DO THIS ▸ Retype the whole listing verbatim and keep the pictures out of it.

*-*-*

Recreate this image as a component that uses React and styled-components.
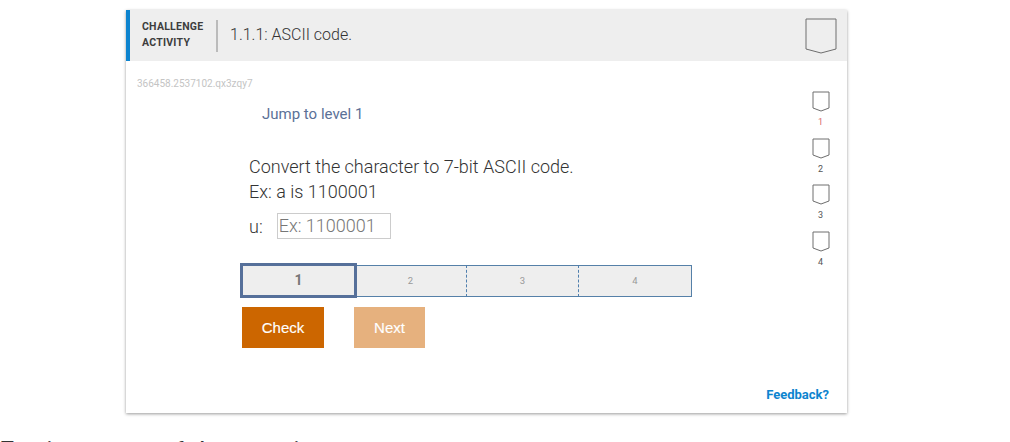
import React from 'react';
import styled, { createGlobalStyle } from 'styled-components';

const GlobalStyle = createGlobalStyle`
  html, body {
    margin: 0;
    padding: 0;
    background: #fff;
    font-family: Roboto, "Helvetica Neue", Arial, sans-serif;
    overflow: hidden;
  }
`;

const Page = styled.div`
  width: 1010px;
  height: 442px;
  overflow: hidden;
  padding-top: 10px;
  box-sizing: border-box;
`;

const Card = styled.section`
  width: 721px;
  height: 403px;
  margin-left: 126px;
  background: #fff;
  box-shadow: 0 1px 3px rgba(0, 0, 0, 0.4);
  display: flex;
  flex-direction: column;
`;

const Header = styled.header`
  height: 51px;
  flex: none;
  background: #eee;
  border-left: 4px solid #0d84cf;
  display: flex;
  align-items: center;
`;

const Kicker = styled.div`
  width: 65px;
  margin: 0 0 2px 12px;
  font-size: 10.5px;
  font-weight: 700;
  line-height: 16px;
  color: #3d3d3d;
  letter-spacing: 0.25px;
`;

const Divider = styled.div`
  width: 2px;
  height: 32px;
  background: #bbb;
  margin-left: 9px;
`;

const Title = styled.h1`
  flex: 1;
  margin: 0 0 2px 12px;
  font-size: 16px;
  font-weight: 300;
  color: #333;
`;

const HeaderBadge = styled.div`
  margin-right: 10px;
  display: flex;
`;

const Body = styled.div`
  flex: 1;
  display: flex;
  position: relative;
`;

const Main = styled.div`
  flex: 1;
  display: flex;
  flex-direction: column;
`;

const Seed = styled.div`
  margin: 17px 0 0 11px;
  font-size: 10px;
  line-height: 11px;
  color: #c4c4c4;
`;

const Jump = styled.div`
  margin: 16px 0 0 136px;
  font-size: 15px;
  line-height: 18px;
  color: #5b7197;
`;

const Prompt = styled.div`
  margin: 31px 0 0 123px;
  font-size: 18px;
  font-weight: 300;
  line-height: 25px;
  color: #333;
`;

const AnswerRow = styled.div`
  margin: 9px 0 0 123px;
  display: flex;
  align-items: center;
  gap: 14px;
  font-size: 18px;
  font-weight: 300;
  color: #333;
`;

const AnswerInput = styled.input`
  width: 114px;
  height: 26px;
  box-sizing: border-box;
  padding: 0 1px 2px;
  border: 1px solid #ccc;
  font: 300 18px Roboto, sans-serif;
  outline: none;
  &::placeholder {
    color: #777;
    opacity: 1;
  }
`;

const Levels = styled.div`
  margin: 24px 0 0 114px;
  width: 452px;
  height: 35px;
  display: flex;
  box-sizing: border-box;
`;

const Level = styled.div`
  box-sizing: border-box;
  display: flex;
  align-items: center;
  justify-content: center;
  background: #eee;
  height: ${(p) => (p.$active ? '35px' : '32px')};
  width: ${(p) => p.$width}px;
  margin-top: ${(p) => (p.$active ? '0' : '2px')};
  padding: ${(p) => (p.$active ? '0 0 1px' : p.$first ? '0 2px 2px 0' : '0 0 2px')};
  border: ${(p) => (p.$active ? '3px solid #56709a' : '1px solid #5580a8')};
  border-left: ${(p) => (p.$active ? '3px solid #56709a' : p.$first ? 'none' : '1px dashed #4f7fae')};
  border-right: ${(p) => (p.$active ? '3px solid #56709a' : p.$last ? '1px solid #5580a8' : 'none')};
  font-size: ${(p) => (p.$active ? '14px' : '9.5px')};
  font-weight: ${(p) => (p.$active ? 700 : 400)};
  color: ${(p) => (p.$active ? '#777' : '#999')};
`;

const Actions = styled.div`
  margin: 9px 0 0 116px;
  display: flex;
  gap: 30px;
`;

const ActionButton = styled.button`
  height: 41px;
  width: ${(p) => p.$width}px;
  padding: 0;
  border: none;
  background: ${(p) => (p.$disabled ? '#e6b17e' : '#cc6600')};
  color: #fff;
  font: 400 15px "Liberation Sans", Arial, sans-serif;
  -webkit-text-stroke: 0.15px #fff;
`;

const Feedback = styled.a`
  position: absolute;
  right: 18px;
  bottom: 11px;
  font-size: 13px;
  font-weight: 700;
  line-height: 14px;
  color: #0d84cf;
`;

const LevelRail = styled.div`
  flex: none;
  width: 27px;
  margin: 30px 13px 0 0;
  display: flex;
  flex-direction: column;
  align-items: center;
`;

const RailItem = styled.div`
  height: 46.67px;
  display: flex;
  flex-direction: column;
  align-items: center;
`;

const RailNumber = styled.div`
  font-size: 9px;
  line-height: 10px;
  margin-top: 5px;
  color: ${(p) => (p.$current ? '#d9686a' : '#555')};
`;

const NextSection = styled.h2`
  margin: 23px 0 0 1px;
  font-size: 21px;
  font-weight: 500;
  line-height: 26px;
  color: #333;
  white-space: nowrap;
`;

const Shield = ({ width, height, tip }) => (
  <svg width={width} height={height} viewBox={`0 0 ${width} ${height}`} fill="none">
    <path
      d={`M1 1H${width - 1}V${height - tip}L${width / 2} ${height - 1}L1 ${height - tip}Z`}
      stroke="#6e6e6e"
      strokeWidth="1"
    />
  </svg>
);

const levelCells = [
  { n: 1, width: 117, active: true },
  { n: 2, width: 109, first: true },
  { n: 3, width: 112 },
  { n: 4, width: 114, last: true },
];

export default function App() {
  return (
    <Page>
      <GlobalStyle />
      <Card>
        <Header>
          <Kicker>CHALLENGE ACTIVITY</Kicker>
          <Divider />
          <Title>1.1.1: ASCII code.</Title>
          <HeaderBadge>
            <Shield width={32} height={36} tip={5} />
          </HeaderBadge>
        </Header>
        <Body>
          <Main>
            <Seed>366458.2537102.qx3zqy7</Seed>
            <Jump>Jump to level 1</Jump>
            <Prompt>
              Convert the character to 7-bit ASCII code.
              <br />
              Ex: a is 1100001
            </Prompt>
            <AnswerRow>
              <span>u:</span>
              <AnswerInput placeholder="Ex: 1100001" />
            </AnswerRow>
            <Levels>
              {levelCells.map((c) => (
                <Level key={c.n} $active={c.active} $first={c.first} $last={c.last} $width={c.width}>
                  {c.n}
                </Level>
              ))}
            </Levels>
            <Actions>
              <ActionButton $width={82}>Check</ActionButton>
              <ActionButton $width={71} $disabled>Next</ActionButton>
            </Actions>
          </Main>
          <LevelRail>
            {[1, 2, 3, 4].map((n) => (
              <RailItem key={n}>
                <Shield width={18} height={21} tip={4} />
                <RailNumber $current={n === 1}>{n}</RailNumber>
              </RailItem>
            ))}
          </LevelRail>
          <Feedback>Feedback?</Feedback>
        </Body>
      </Card>
      <NextSection>Text is sequence of characters in</NextSection>
    </Page>
  );
}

*-*-*

FULL RESPONSE ▸
Recreate this image as a component that uses React and styled-components.
import React from 'react';
import styled, { createGlobalStyle } from 'styled-components';

const GlobalStyle = createGlobalStyle`
  html, body {
    margin: 0;
    padding: 0;
    background: #fff;
    font-family: Roboto, "Helvetica Neue", Arial, sans-serif;
    overflow: hidden;
  }
`;

const Page = styled.div`
  width: 1010px;
  height: 442px;
  overflow: hidden;
  padding-top: 10px;
  box-sizing: border-box;
`;

const Card = styled.section`
  width: 721px;
  height: 403px;
  margin-left: 126px;
  background: #fff;
  box-shadow: 0 1px 3px rgba(0, 0, 0, 0.4);
  display: flex;
  flex-direction: column;
`;

const Header = styled.header`
  height: 51px;
  flex: none;
  background: #eee;
  border-left: 4px solid #0d84cf;
  display: flex;
  align-items: center;
`;

const Kicker = styled.div`
  width: 65px;
  margin: 0 0 2px 12px;
  font-size: 10.5px;
  font-weight: 700;
  line-height: 16px;
  color: #3d3d3d;
  letter-spacing: 0.25px;
`;

const Divider = styled.div`
  width: 2px;
  height: 32px;
  background: #bbb;
  margin-left: 9px;
`;

const Title = styled.h1`
  flex: 1;
  margin: 0 0 2px 12px;
  font-size: 16px;
  font-weight: 300;
  color: #333;
`;

const HeaderBadge = styled.div`
  margin-right: 10px;
  display: flex;
`;

const Body = styled.div`
  flex: 1;
  display: flex;
  position: relative;
`;

const Main = styled.div`
  flex: 1;
  display: flex;
  flex-direction: column;
`;

const Seed = styled.div`
  margin: 17px 0 0 11px;
  font-size: 10px;
  line-height: 11px;
  color: #c4c4c4;
`;

const Jump = styled.div`
  margin: 16px 0 0 136px;
  font-size: 15px;
  line-height: 18px;
  color: #5b7197;
`;

const Prompt = styled.div`
  margin: 31px 0 0 123px;
  font-size: 18px;
  font-weight: 300;
  line-height: 25px;
  color: #333;
`;

const AnswerRow = styled.div`
  margin: 9px 0 0 123px;
  display: flex;
  align-items: center;
  gap: 14px;
  font-size: 18px;
  font-weight: 300;
  color: #333;
`;

const AnswerInput = styled.input`
  width: 114px;
  height: 26px;
  box-sizing: border-box;
  padding: 0 1px 2px;
  border: 1px solid #ccc;
  font: 300 18px Roboto, sans-serif;
  outline: none;
  &::placeholder {
    color: #777;
    opacity: 1;
  }
`;

const Levels = styled.div`
  margin: 24px 0 0 114px;
  width: 452px;
  height: 35px;
  display: flex;
  box-sizing: border-box;
`;

const Level = styled.div`
  box-sizing: border-box;
  display: flex;
  align-items: center;
  justify-content: center;
  background: #eee;
  height: ${(p) => (p.$active ? '35px' : '32px')};
  width: ${(p) => p.$width}px;
  margin-top: ${(p) => (p.$active ? '0' : '2px')};
  padding: ${(p) => (p.$active ? '0 0 1px' : p.$first ? '0 2px 2px 0' : '0 0 2px')};
  border: ${(p) => (p.$active ? '3px solid #56709a' : '1px solid #5580a8')};
  border-left: ${(p) => (p.$active ? '3px solid #56709a' : p.$first ? 'none' : '1px dashed #4f7fae')};
  border-right: ${(p) => (p.$active ? '3px solid #56709a' : p.$last ? '1px solid #5580a8' : 'none')};
  font-size: ${(p) => (p.$active ? '14px' : '9.5px')};
  font-weight: ${(p) => (p.$active ? 700 : 400)};
  color: ${(p) => (p.$active ? '#777' : '#999')};
`;

const Actions = styled.div`
  margin: 9px 0 0 116px;
  display: flex;
  gap: 30px;
`;

const ActionButton = styled.button`
  height: 41px;
  width: ${(p) => p.$width}px;
  padding: 0;
  border: none;
  background: ${(p) => (p.$disabled ? '#e6b17e' : '#cc6600')};
  color: #fff;
  font: 400 15px "Liberation Sans", Arial, sans-serif;
  -webkit-text-stroke: 0.15px #fff;
`;

const Feedback = styled.a`
  position: absolute;
  right: 18px;
  bottom: 11px;
  font-size: 13px;
  font-weight: 700;
  line-height: 14px;
  color: #0d84cf;
`;

const LevelRail = styled.div`
  flex: none;
  width: 27px;
  margin: 30px 13px 0 0;
  display: flex;
  flex-direction: column;
  align-items: center;
`;

const RailItem = styled.div`
  height: 46.67px;
  display: flex;
  flex-direction: column;
  align-items: center;
`;

const RailNumber = styled.div`
  font-size: 9px;
  line-height: 10px;
  margin-top: 5px;
  color: ${(p) => (p.$current ? '#d9686a' : '#555')};
`;

const NextSection = styled.h2`
  margin: 23px 0 0 1px;
  font-size: 21px;
  font-weight: 500;
  line-height: 26px;
  color: #333;
  white-space: nowrap;
`;

const Shield = ({ width, height, tip }) => (
  <svg width={width} height={height} viewBox={`0 0 ${width} ${height}`} fill="none">
    <path
      d={`M1 1H${width - 1}V${height - tip}L${width / 2} ${height - 1}L1 ${height - tip}Z`}
      stroke="#6e6e6e"
      strokeWidth="1"
    />
  </svg>
);

const levelCells = [
  { n: 1, width: 117, active: true },
  { n: 2, width: 109, first: true },
  { n: 3, width: 112 },
  { n: 4, width: 114, last: true },
];

export default function App() {
  return (
    <Page>
      <GlobalStyle />
      <Card>
        <Header>
          <Kicker>CHALLENGE ACTIVITY</Kicker>
          <Divider />
          <Title>1.1.1: ASCII code.</Title>
          <HeaderBadge>
            <Shield width={32} height={36} tip={5} />
          </HeaderBadge>
        </Header>
        <Body>
          <Main>
            <Seed>366458.2537102.qx3zqy7</Seed>
            <Jump>Jump to level 1</Jump>
            <Prompt>
              Convert the character to 7-bit ASCII code.
              <br />
              Ex: a is 1100001
            </Prompt>
            <AnswerRow>
              <span>u:</span>
              <AnswerInput placeholder="Ex: 1100001" />
            </AnswerRow>
            <Levels>
              {levelCells.map((c) => (
                <Level key={c.n} $active={c.active} $first={c.first} $last={c.last} $width={c.width}>
                  {c.n}
                </Level>
              ))}
            </Levels>
            <Actions>
              <ActionButton $width={82}>Check</ActionButton>
              <ActionButton $width={71} $disabled>Next</ActionButton>
            </Actions>
          </Main>
          <LevelRail>
            {[1, 2, 3, 4].map((n) => (
              <RailItem key={n}>
                <Shield width={18} height={21} tip={4} />
                <RailNumber $current={n === 1}>{n}</RailNumber>
              </RailItem>
            ))}
          </LevelRail>
          <Feedback>Feedback?</Feedback>
        </Body>
      </Card>
      <NextSection>Text is sequence of characters in</NextSection>
    </Page>
  );
}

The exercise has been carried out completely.